The Swedish International Development Cooperation Agency (Sida) has granted Stockholm Resilience Centre 107 million SEK to strengthen the centre’s efforts to integrate resilience into international development practice and policy. Photo: O. Henriksson/Azote
Redefining development
There is a rising recognition of the need to integrate resilience as a core strategy for meeting development needs in an increasingly globalised world of social and environmental turbulence.
In recognition of this need, the Swedish International Development Cooperation Agency (Sida) has granted Stockholm Resilience Centre 107 million SEK to strengthen the centre’s efforts to integrate resilience into international development practice and policy.
The money will be allocated under the "GRAID – Guidance for Resilience in the Anthropocene: Investments for development" programme for an initial four-year period.
Sida sees GRAID as a knowledge partner for the newly inaugurated Global Resilience Partnership (GRP) established by Sida, the Rockefeller Foundation and USAID.
"This is a very exciting and important step in the development and
application of resilience and social-ecological systems science"

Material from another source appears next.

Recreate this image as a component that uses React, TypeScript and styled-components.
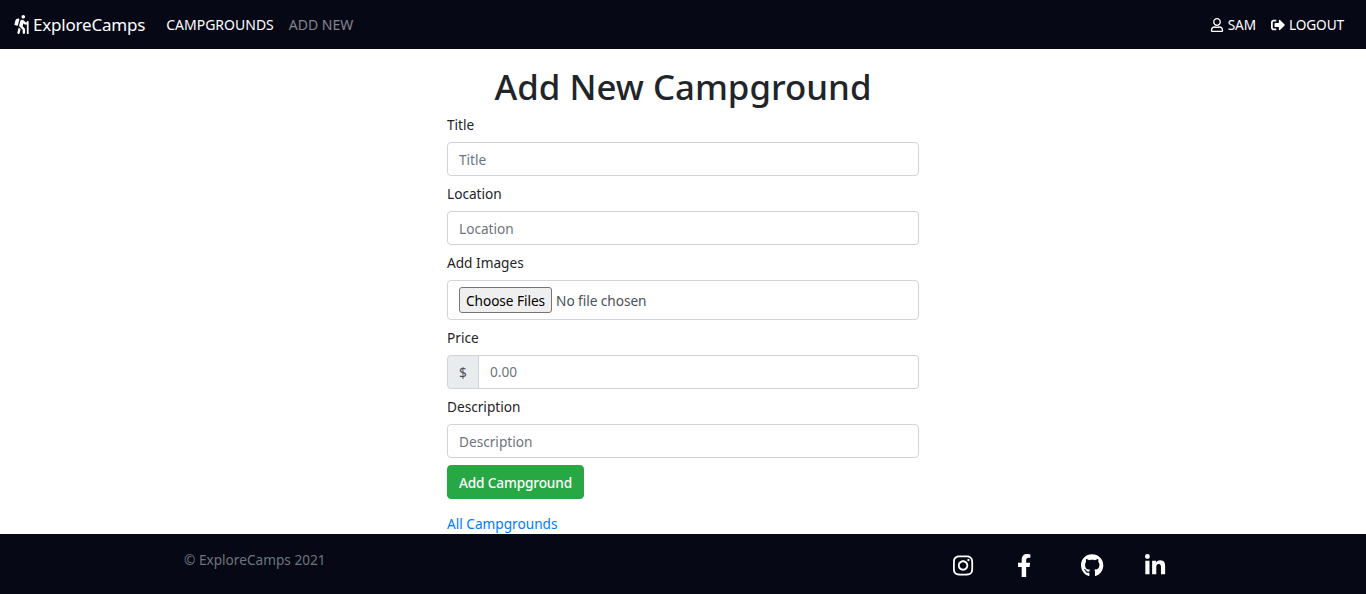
import React from 'react';
import styled, { createGlobalStyle } from 'styled-components';
import { FaHiking, FaRegUser, FaSignOutAlt, FaInstagram, FaFacebookF, FaGithub, FaLinkedinIn } from 'react-icons/fa';

const GlobalStyle = createGlobalStyle`
  html, body {
    margin: 0;
    padding: 0;
    background: #fff;
  }
  body {
    font-family: "Noto Sans", "Open Sans", "Liberation Sans", sans-serif;
    color: #212529;
    font-size: 13.65px;
    line-height: 21px;
  }
  * { box-sizing: border-box; }
`;

const Page = styled.div`
  height: 594px;
  display: flex;
  flex-direction: column;
  overflow: hidden;
`;

const Navbar = styled.nav`
  height: 49px;
  flex: none;
  background: #060816;
  display: flex;
  align-items: center;
  padding: 0 22px 0 12px;
`;

const Brand = styled.a`
  display: flex;
  align-items: center;
  gap: 2px;
  color: #fff;
  font-size: 17px;
  margin-right: 21px;
  letter-spacing: -0.2px;
`;

const NavLink = styled.a<{ $muted?: boolean }>`
  display: flex;
  align-items: center;
  gap: 4px;
  color: ${p => (p.$muted ? 'rgba(255,255,255,0.5)' : '#fff')};
  font-size: 14px;
  margin-right: 15px;
  text-transform: uppercase;
  &:last-child { margin-right: 0; }
`;

const AccountLink = styled(NavLink)`
  font-size: 13.65px;
  letter-spacing: -0.1px;
`;

const Spacer = styled.div`
  flex: 1;
`;

const Main = styled.main`
  flex: 1;
  min-height: 0;
  width: 472px;
  margin: 0 auto;
`;

const Title = styled.h1`
  margin: 14px 0 4px;
  font-size: 34.8px;
  line-height: 48px;
  font-weight: 500;
  text-align: center;
`;

const Field = styled.div`
  margin-bottom: 8px;
  &:last-of-type { margin-bottom: 7px; }
`;

const Label = styled.label`
  display: block;
  height: 21px;
  line-height: 19px;
  margin-bottom: 6px;
`;

const TextInput = styled.input`
  display: block;
  flex: 1;
  width: 100%;
  min-width: 0;
  height: 34px;
  padding: 0 11px;
  font: inherit;
  color: #495057;
  background: #fff;
  border: 1px solid #ced4da;
  border-radius: 4px;
  &::placeholder { color: #6c757d; opacity: 1; }
`;

const FileBox = styled.div`
  display: flex;
  align-items: center;
  height: 40px;
  padding: 0 11px;
  letter-spacing: -0.05px;
  border: 1px solid #ced4da;
  border-radius: 4px;
  color: #495057;
`;

const FileButton = styled.span`
  display: flex;
  align-items: center;
  height: 26px;
  padding: 0 6px;
  margin-right: 4px;
  color: #000;
  background: #efefef;
  border: 1px solid #767676;
  border-radius: 3px;
`;

const InputGroup = styled.div`
  display: flex;
  ${TextInput} {
    padding-bottom: 2px;
    border-radius: 0 4px 4px 0;
    margin-left: -1px;
  }
`;

const Addon = styled.span`
  display: flex;
  align-items: center;
  justify-content: center;
  width: 32px;
  height: 34px;
  flex: none;
  color: #495057;
  background: #e9ecef;
  border: 1px solid #ced4da;
  border-radius: 4px 0 0 4px;
`;

const SubmitButton = styled.button`
  display: block;
  height: 34px;
  padding: 0 11px;
  font: inherit;
  font-weight: 500;
  letter-spacing: -0.15px;
  color: #fff;
  background: #28a745;
  border: 1px solid #28a745;
  border-radius: 4px;
`;

const BackLink = styled.a`
  display: block;
  margin-top: 14px;
  color: #007bff;
`;

const Footer = styled.footer`
  height: 60px;
  flex: none;
  background: #060816;
  display: flex;
  padding: 15px 0 0 184px;
`;

const Copyright = styled.span`
  color: #6c757d;
  width: 769px;
`;

const Socials = styled.div`
  display: grid;
  grid-template-columns: repeat(4, 64px);
  justify-items: start;
  color: #fff;
  padding-top: 5px;
  svg {
    display: block;
    width: 23px;
    height: 23px;
  }
`;

export default function App() {
  return (
    <Page>
      <GlobalStyle />
      <Navbar>
        <Brand><FaHiking size={19} />ExploreCamps</Brand>
        <NavLink>Campgrounds</NavLink>
        <NavLink $muted>Add New</NavLink>
        <Spacer />
        <AccountLink><FaRegUser size={14} />Sam</AccountLink>
        <AccountLink><FaSignOutAlt size={14} />Logout</AccountLink>
      </Navbar>
      <Main>
        <Title>Add New Campground</Title>
        <Field>
          <Label>Title</Label>
          <TextInput placeholder="Title" />
        </Field>
        <Field>
          <Label>Location</Label>
          <TextInput placeholder="Location" />
        </Field>
        <Field>
          <Label>Add Images</Label>
          <FileBox>
            <FileButton>Choose Files</FileButton>
            No file chosen
          </FileBox>
        </Field>
        <Field>
          <Label>Price</Label>
          <InputGroup>
            <Addon>$</Addon>
            <TextInput placeholder="0.00" />
          </InputGroup>
        </Field>
        <Field>
          <Label>Description</Label>
          <TextInput placeholder="Description" />
        </Field>
        <SubmitButton>Add Campground</SubmitButton>
        <BackLink>All Campgrounds</BackLink>
      </Main>
      <Footer>
        <Copyright>© ExploreCamps 2021</Copyright>
        <Socials>
          <FaInstagram preserveAspectRatio="xMinYMid" />
          <FaFacebookF preserveAspectRatio="xMinYMid" />
          <FaGithub preserveAspectRatio="xMinYMid" />
          <FaLinkedinIn preserveAspectRatio="xMinYMid" />
        </Socials>
      </Footer>
    </Page>
  );
}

Belinda Reyers, director of GRAID
Place-based research in priority regions
GRAID is a collaboration between the Stockholm Resilience Centre and Stellenbosch University and the Council for Scientific and Industrial Research in South Africa.
It will be based on place-based research around the world, building on another centre hosted initiative, the Programme on Ecosystem Change and Society (PECS), and take advantage of internal competencies at the centre on models, data, resilience methods, and synthesis to conduct cross-case and cross-scale comparisons.
GRAID will focus on priority regions in the Sahel, Horn of Africa, and South and Southeast Asia. Belinda Reyers believes we are witnessing a reframing of development from a narrow focus on developing countries to a global focus on prosperity, equity and sustainability.
Taking resilience in a new direction
Belinda Reyers, a long-time affiliate of the Stockholm Resilience Centre and an extraordinary Professor at Stellenbosch University, South Africa, has taken on the role as director of the GRAID programme.
She believes the programme will take resilience science in a new direction.
"This is a very exciting and important step in the development and application of resilience and social-ecological systems science. GRAID provides us with the opportunity to connect, innovate and synthesise scientific insights on development challenges such as inequality, migration, biodiversity loss and emerging diseases."
This new perspective on development is clearly signalled by the Sustainable Development Goals, which set out a universal agenda for a more equitable and sustainable development for people and planet.
But this new perspective needs a new kind of science – able to develop understanding, evidence and tools for implementing development in this light.
For Belinda Reyers, this is where resilience research has a key role to play.
"Areas such as social-ecological systems and feedbacks, cross-scale dynamics and linkages, non-linear change, and transformations can all contribute to better understand the dynamics and patterns of the Anthropocene and how to transform towards sustainability."